04 junio, 2011

DOMINGO de la ASCENSIÓN DEL SEÑOR. Hechos 1, 1-11 ; Mateo 28, 16-20

SUBIR, DE VEZ EN CUANDO

En su dolor, la soledad no conoce su destino. Por más que el Maestro les haya advertido, sostenido y dejados a la luz abiertos, los apóstoles no quieren quedarse sin el Árbol que tanta sombra y frutos les ha dado. Terrible es para el corazón la ausencia de lo indispensable. Y Jesucristo, el Señor, ya nunca más va a ser visto con estos ojos de entender las cosas, con estos ojos que no necesitan perforar el misterio.
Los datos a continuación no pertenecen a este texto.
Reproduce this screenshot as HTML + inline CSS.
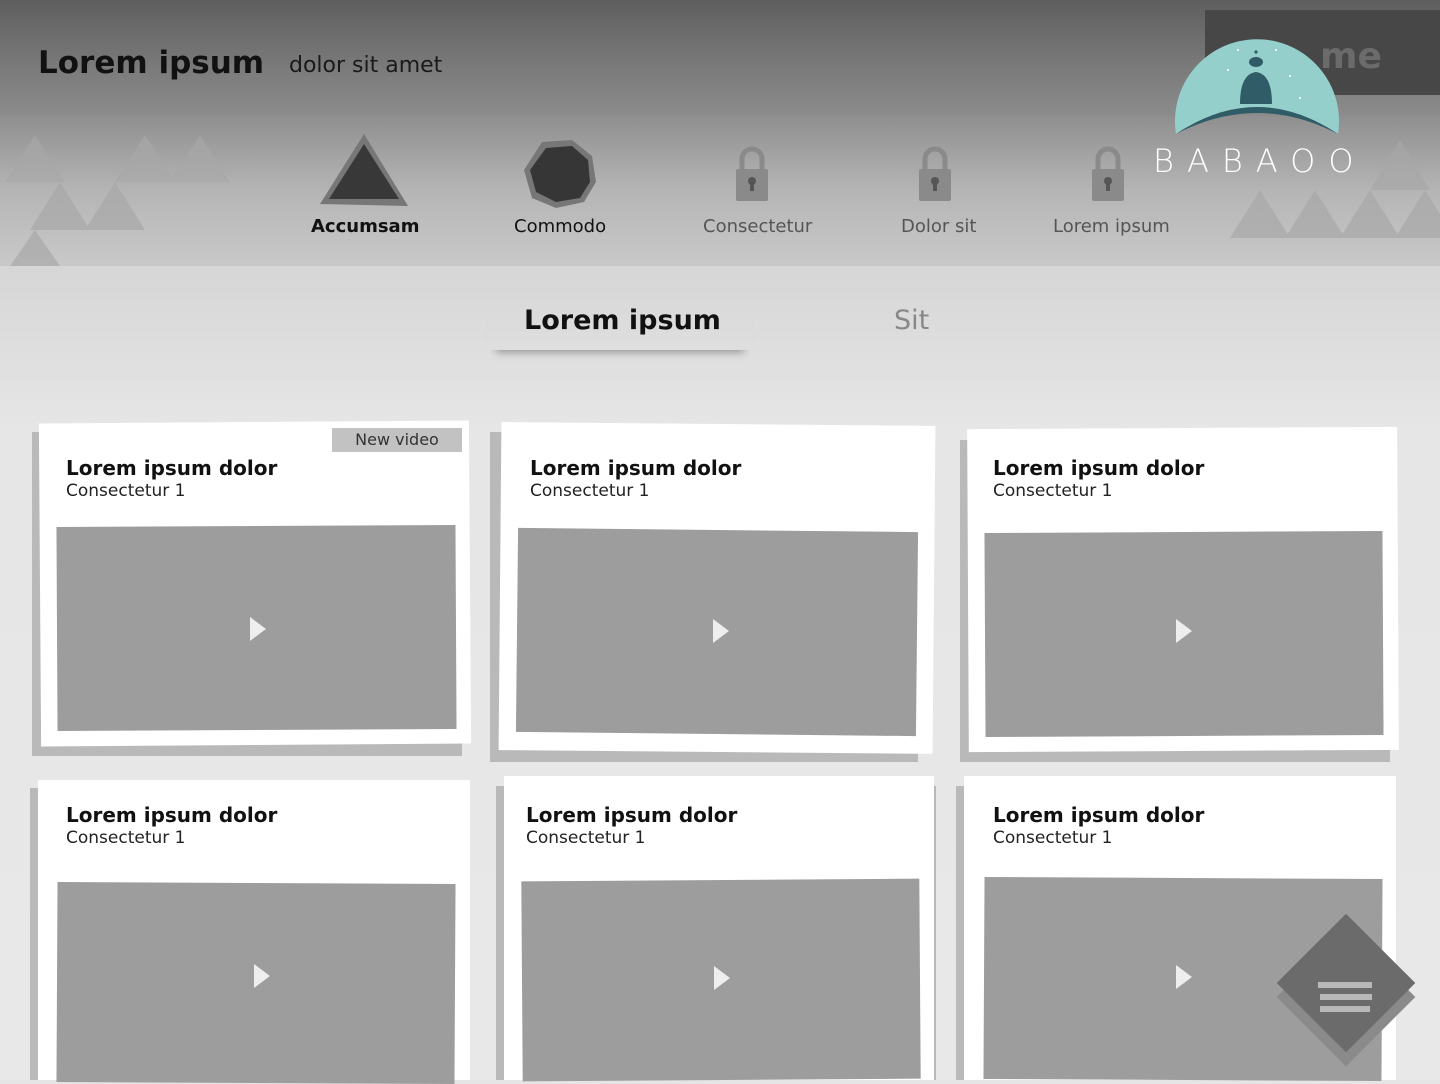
<!DOCTYPE html>
<html><head><meta charset="utf-8"><style>
*{margin:0;padding:0;box-sizing:border-box}
body{width:1440px;height:1080px;overflow:hidden;background:#e5e5e5;font-family:"DejaVu Sans","Liberation Sans",sans-serif;position:relative}
.top{position:absolute;left:0;top:0;width:1440px;height:120px;background:linear-gradient(#5e5e5e,#7c7c7c 60%,#8d8d8d)}
.nav{position:absolute;left:0;top:116px;width:1440px;height:150px;background:linear-gradient(#8f8f8f,#b5b5b5 50%,#c9c9c9)}
.below{position:absolute;left:0;top:266px;width:1440px;height:814px;background:linear-gradient(#d6d6d6,#e6e6e6 20%,#e8e8e8)}
.abs{position:absolute}
.card{position:absolute;background:#fff}
.shadow{position:absolute;background:#b9b9b9}
.vid{position:absolute;background:#9d9d9d}
.t{position:absolute;font-weight:bold;font-size:20px;color:#111}
.s{position:absolute;font-size:17px;color:#222}
.play{position:absolute;width:0;height:0;border-left:16px solid #eee;border-top:12px solid transparent;border-bottom:12px solid transparent}
.lbl{position:absolute;font-size:18px;color:#555;top:216px}
</style></head><body>
<div class="top"></div>
<div class="nav"></div>
<div class="below"></div>
<div class="abs" style="left:1205px;top:10px;width:235px;height:85px;background:#474747"></div>
<div class="abs" style="left:1320px;top:36px;font-size:36px;font-weight:bold;color:#6b6b6b">me</div>
<svg class="abs" style="left:0;top:120px" width="240" height="146"><g fill="#a8a8a8" opacity=".7"><polygon points="35,15 5,62 65,62"/><polygon points="145,15 115,62 175,62"/><polygon points="200,15 170,62 230,62"/><polygon points="60,62 30,110 90,110"/><polygon points="115,62 85,110 145,110"/><polygon points="35,110 10,146 60,146"/></g></svg>
<svg class="abs" style="left:1220px;top:120px" width="220" height="146"><g fill="#a8a8a8" opacity=".7"><polygon points="180,20 150,70 210,70"/><polygon points="40,70 10,118 70,118"/><polygon points="95,70 65,118 125,118"/><polygon points="150,70 120,118 180,118"/><polygon points="205,70 175,118 235,118"/></g></svg>
<div class="abs" style="left:38px;top:45px;font-size:31px;font-weight:bold;color:#111">Lorem ipsum</div>
<div class="abs" style="left:289px;top:53px;font-size:22px;color:#1a1a1a">dolor sit amet</div>
<svg class="abs" style="left:318px;top:132px" width="92" height="78"><polygon points="46,2 2,72 90,74" fill="#777"/><polygon points="46,12 11,67 81,67" fill="#383838"/></svg>
<svg class="abs" style="left:522px;top:138px" width="76" height="72"><polygon points="20,4 50,2 70,18 74,44 62,64 34,70 10,60 2,32" fill="#777"/><polygon points="24,10 50,8 66,22 68,44 58,60 34,64 14,54 8,32" fill="#363636"/></svg>
<svg class="abs" style="left:734px;top:145px" width="36" height="58"><path d="M8,24 V14 a10,10 0 0 1 20,0 V24" fill="none" stroke="#8a8a8a" stroke-width="5"/><rect x="2" y="24" width="32" height="32" rx="2" fill="#8a8a8a"/><path d="M16,38 h4 v8 h-4z" fill="#555"/><circle cx="18" cy="36" r="4" fill="#555"/></svg>
<svg class="abs" style="left:917px;top:145px" width="36" height="58"><path d="M8,24 V14 a10,10 0 0 1 20,0 V24" fill="none" stroke="#8a8a8a" stroke-width="5"/><rect x="2" y="24" width="32" height="32" rx="2" fill="#8a8a8a"/><path d="M16,38 h4 v8 h-4z" fill="#555"/><circle cx="18" cy="36" r="4" fill="#555"/></svg>
<svg class="abs" style="left:1090px;top:145px" width="36" height="58"><path d="M8,24 V14 a10,10 0 0 1 20,0 V24" fill="none" stroke="#8a8a8a" stroke-width="5"/><rect x="2" y="24" width="32" height="32" rx="2" fill="#8a8a8a"/><path d="M16,38 h4 v8 h-4z" fill="#555"/><circle cx="18" cy="36" r="4" fill="#555"/></svg>
<div class="lbl" style="left:311px;font-weight:bold;color:#111">Accumsam</div>
<div class="lbl" style="left:514px;color:#111">Commodo</div>
<div class="lbl" style="left:703px">Consectetur</div>
<div class="lbl" style="left:901px">Dolor sit</div>
<div class="lbl" style="left:1053px">Lorem ipsum</div>
<svg class="abs" style="left:1170px;top:30px" width="172" height="106"><path d="M6,104 A82,82 0 1 1 168,104 Q87,50 6,104Z" fill="#95cfcc"/><path d="M6,104 Q87,50 168,104 Q87,62 6,104Z" fill="#2f5c66"/><path d="M70,74 Q70,44 86,42 Q102,44 102,74Z" fill="#2f5c66"/><ellipse cx="86" cy="32" rx="7" ry="5" fill="#2f5c66"/><circle cx="86" cy="22" r="1.6" fill="#2f5c66"/><g fill="#fff"><circle cx="68" cy="20" r="1"/><circle cx="106" cy="20" r="1"/><circle cx="58" cy="40" r="1"/><circle cx="120" cy="46" r="1"/><circle cx="130" cy="68" r="1"/></g></svg>
<div class="abs" style="left:1153px;top:142px;font-size:32px;color:#fff;letter-spacing:13px;font-weight:300">BABAOO</div>
<div class="abs" style="left:488px;top:292px;width:264px;height:58px;box-shadow:0 10px 8px -8px rgba(0,0,0,.35)"></div>
<div class="abs" style="left:524px;top:305px;font-size:27px;font-weight:bold;color:#111">Lorem ipsum</div>
<div class="abs" style="left:894px;top:305px;font-size:27px;color:#888">Sit</div>
<!-- row 1 -->
<div class="shadow" style="left:32px;top:432px;width:430px;height:324px"></div>
<div class="card" style="left:40px;top:422px;width:430px;height:323px;transform:rotate(-.4deg)"></div>
<div class="abs" style="left:332px;top:428px;width:130px;height:24px;background:#c2c2c2;font-size:16px;color:#333;text-align:center;line-height:24px">New video</div>
<div class="vid" style="left:57px;top:526px;width:399px;height:204px;transform:rotate(-.3deg)"></div>
<div class="shadow" style="left:490px;top:432px;width:428px;height:330px"></div>
<div class="card" style="left:500px;top:424px;width:434px;height:328px;transform:rotate(.5deg)"></div>
<div class="vid" style="left:517px;top:530px;width:400px;height:204px;transform:rotate(.6deg)"></div>
<div class="shadow" style="left:960px;top:440px;width:430px;height:322px"></div>
<div class="card" style="left:968px;top:428px;width:430px;height:323px;transform:rotate(-.3deg)"></div>
<div class="vid" style="left:985px;top:532px;width:398px;height:204px;transform:rotate(-.3deg)"></div>
<!-- row 2 -->
<div class="shadow" style="left:30px;top:788px;width:440px;height:292px"></div>
<div class="card" style="left:38px;top:780px;width:432px;height:300px"></div>
<div class="vid" style="left:57px;top:883px;width:398px;height:200px;transform:rotate(.3deg)"></div>
<div class="shadow" style="left:496px;top:786px;width:440px;height:294px"></div>
<div class="card" style="left:504px;top:776px;width:430px;height:304px"></div>
<div class="vid" style="left:522px;top:880px;width:398px;height:200px;transform:rotate(-.4deg)"></div>
<div class="shadow" style="left:956px;top:786px;width:438px;height:294px"></div>
<div class="card" style="left:964px;top:776px;width:432px;height:304px"></div>
<div class="vid" style="left:984px;top:878px;width:398px;height:202px;transform:rotate(.3deg)"></div>
<div class="t" style="left:66px;top:456px">Lorem ipsum dolor</div><div class="s" style="left:66px;top:481px">Consectetur 1</div>
<div class="t" style="left:530px;top:456px">Lorem ipsum dolor</div><div class="s" style="left:530px;top:481px">Consectetur 1</div>
<div class="t" style="left:993px;top:456px">Lorem ipsum dolor</div><div class="s" style="left:993px;top:481px">Consectetur 1</div>
<div class="t" style="left:66px;top:803px">Lorem ipsum dolor</div><div class="s" style="left:66px;top:828px">Consectetur 1</div>
<div class="t" style="left:526px;top:803px">Lorem ipsum dolor</div><div class="s" style="left:526px;top:828px">Consectetur 1</div>
<div class="t" style="left:993px;top:803px">Lorem ipsum dolor</div><div class="s" style="left:993px;top:828px">Consectetur 1</div>
<div class="play" style="left:250px;top:617px"></div>
<div class="play" style="left:713px;top:619px"></div>
<div class="play" style="left:1176px;top:619px"></div>
<div class="play" style="left:254px;top:964px"></div>
<div class="play" style="left:714px;top:966px"></div>
<div class="play" style="left:1176px;top:965px"></div>
<div class="abs" style="left:1297px;top:948px;width:98px;height:98px;background:#8a8a8a;transform:rotate(45deg)"></div>
<div class="abs" style="left:1297px;top:934px;width:98px;height:98px;background:#6b6b6b;transform:rotate(45deg)"></div>
<div class="abs" style="left:1318px;top:982px;width:54px;height:6px;background:#b8b8b8"></div>
<div class="abs" style="left:1320px;top:994px;width:52px;height:6px;background:#b8b8b8"></div>
<div class="abs" style="left:1320px;top:1006px;width:50px;height:6px;background:#b8b8b8"></div>
</body></html>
Ha llegado la hora y es irremediable que su Señor regrese a la pura divinidad. Se adentra en el algodón de las nubes y, hasta que vuelva, Jesús es una ausencia para los incrédulos y una presencia para los creyentes. Se ha dividido para siempre la humanidad entre los que no están dispuestos a aceptar aquello que no pueda ser demostrado y los que preferimos balancearnos en la fidelidad de una Palabra donde siempre se oyen los silencios del mar o las carcajadas del agua. Ah, qué locura dichosa entender que del Sol cuelgan las lámparas que cada día precisa para su cumplimiento, contrariamente a la perplejidad de los que sólo cuentan con un metro de medir lo visible.

...Yo estaré con vosotros hasta el fin de los tiempos. Y está en el alfiler de la cinta que sujeta la noche, en el joven que se asoma a la luz y se deslumbra, en el paralítico que gira y gira la esperanza en su silla de ruedas. Vive en las familias desnudas de criterios o de recursos que desean asentar el amor en sus hijos. En los ojos de los ciegos vive y en el fuego y en la inexplicable piedrecilla del camino. Vive dentro. Por eso, tienen su razón los ángeles cuando nos corrigen: ¿Qué hacéis ahí, pasmados, mirando al cielo?